▶ **What you are asked to do**
Provide an exact copy of the data, excluding the images.
********
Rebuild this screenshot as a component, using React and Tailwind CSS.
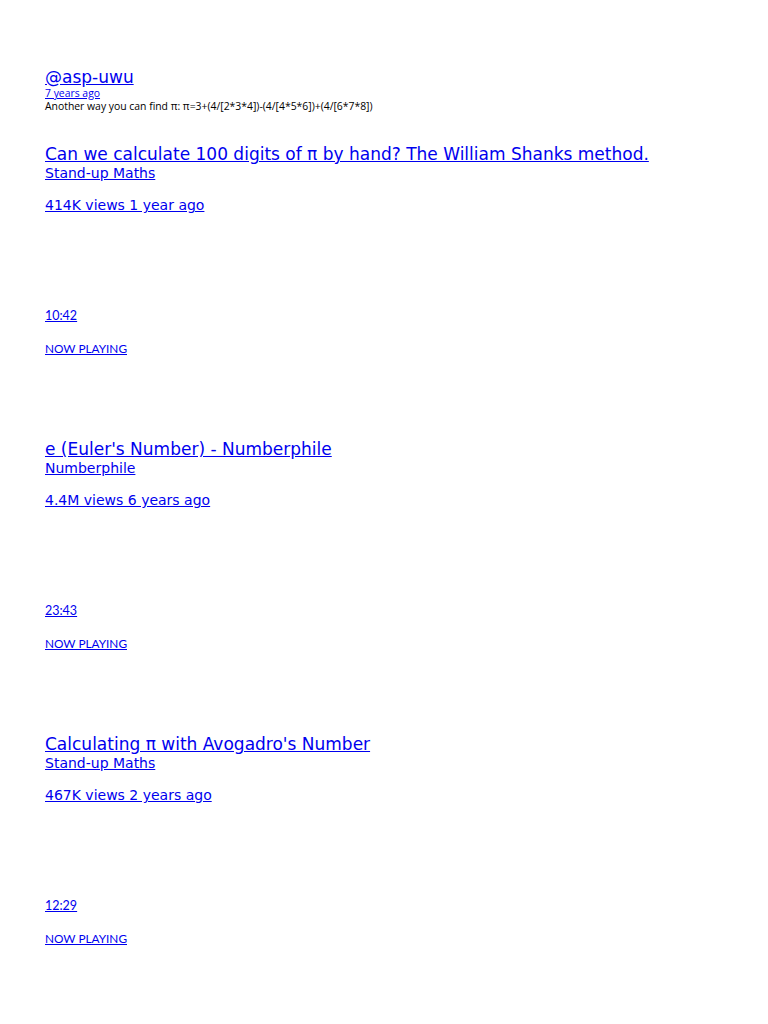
const comment = {
  author: "@asp-uwu",
  when: "7 years ago",
  text: "Another way you can find π: π=3+(4/[2*3*4])-(4/[4*5*6])+(4/[6*7*8])",
};

const videos = [
  {
    title: "Can we calculate 100 digits of π by hand? The William Shanks method.",
    channel: "Stand-up Maths",
    meta: "414K views 1 year ago",
    duration: "10:42",
  },
  {
    title: "e (Euler's Number) - Numberphile",
    channel: "Numberphile",
    meta: "4.4M views 6 years ago",
    duration: "23:43",
  },
  {
    title: "Calculating π with Avogadro's Number",
    channel: "Stand-up Maths",
    meta: "467K views 2 years ago",
    duration: "12:29",
  },
];

const dejavu = "font-['DejaVu_Sans',sans-serif]";
const lato = "font-['Lato',sans-serif]";
const open = "font-['Open_Sans',sans-serif]";

function VideoItem({ video }) {
  return (
    <div className="flex flex-col items-start">
      <a href="#" className={`${dejavu} text-[17px] leading-[20px] text-[#0000ee] underline`}>
        {video.title}
      </a>
      <a href="#" className={`${dejavu} text-[14px] leading-[18px] text-[#0000ee] underline`}>
        {video.channel}
      </a>
      <a href="#" className={`${dejavu} mt-[14px] text-[14px] leading-[18px] text-[#0000ee] underline`}>
        {video.meta}
      </a>
      <a href="#" className={`${lato} mt-[95px] text-[12.5px] leading-[14px] text-[#0000ee] underline`}>
        {video.duration}
      </a>
      <a href="#" className={`${lato} mt-[19px] text-[11.8px] leading-[14px] text-[#0000ee] underline`}>
        NOW PLAYING
      </a>
    </div>
  );
}

export default function App() {
  return (
    <div className="min-h-screen bg-white px-[45px] pt-[67px]">
      <div className="flex flex-col items-start">
        <a href="#" className={`${dejavu} text-[17px] leading-[20px] text-[#0000ee] underline`}>
          {comment.author}
        </a>
        <a href="#" className={`${open} text-[10.4px] leading-[13px] text-[#0000ee] underline`}>
          {comment.when}
        </a>
        <p className={`${open} text-[10.4px] leading-[13px] text-black`}>{comment.text}</p>
      </div>
      <div className="mt-[31px] flex flex-col gap-[83px]">
        {videos.map((v) => (
          <VideoItem key={v.duration} video={v} />
        ))}
      </div>
    </div>
  );
}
********
▶ **Solved problem**
Rebuild this screenshot as a component, using React and Tailwind CSS.
const comment = {
  author: "@asp-uwu",
  when: "7 years ago",
  text: "Another way you can find π: π=3+(4/[2*3*4])-(4/[4*5*6])+(4/[6*7*8])",
};

const videos = [
  {
    title: "Can we calculate 100 digits of π by hand? The William Shanks method.",
    channel: "Stand-up Maths",
    meta: "414K views 1 year ago",
    duration: "10:42",
  },
  {
    title: "e (Euler's Number) - Numberphile",
    channel: "Numberphile",
    meta: "4.4M views 6 years ago",
    duration: "23:43",
  },
  {
    title: "Calculating π with Avogadro's Number",
    channel: "Stand-up Maths",
    meta: "467K views 2 years ago",
    duration: "12:29",
  },
];

const dejavu = "font-['DejaVu_Sans',sans-serif]";
const lato = "font-['Lato',sans-serif]";
const open = "font-['Open_Sans',sans-serif]";

function VideoItem({ video }) {
  return (
    <div className="flex flex-col items-start">
      <a href="#" className={`${dejavu} text-[17px] leading-[20px] text-[#0000ee] underline`}>
        {video.title}
      </a>
      <a href="#" className={`${dejavu} text-[14px] leading-[18px] text-[#0000ee] underline`}>
        {video.channel}
      </a>
      <a href="#" className={`${dejavu} mt-[14px] text-[14px] leading-[18px] text-[#0000ee] underline`}>
        {video.meta}
      </a>
      <a href="#" className={`${lato} mt-[95px] text-[12.5px] leading-[14px] text-[#0000ee] underline`}>
        {video.duration}
      </a>
      <a href="#" className={`${lato} mt-[19px] text-[11.8px] leading-[14px] text-[#0000ee] underline`}>
        NOW PLAYING
      </a>
    </div>
  );
}

export default function App() {
  return (
    <div className="min-h-screen bg-white px-[45px] pt-[67px]">
      <div className="flex flex-col items-start">
        <a href="#" className={`${dejavu} text-[17px] leading-[20px] text-[#0000ee] underline`}>
          {comment.author}
        </a>
        <a href="#" className={`${open} text-[10.4px] leading-[13px] text-[#0000ee] underline`}>
          {comment.when}
        </a>
        <p className={`${open} text-[10.4px] leading-[13px] text-black`}>{comment.text}</p>
      </div>
      <div className="mt-[31px] flex flex-col gap-[83px]">
        {videos.map((v) => (
          <VideoItem key={v.duration} video={v} />
        ))}
      </div>
    </div>
  );
}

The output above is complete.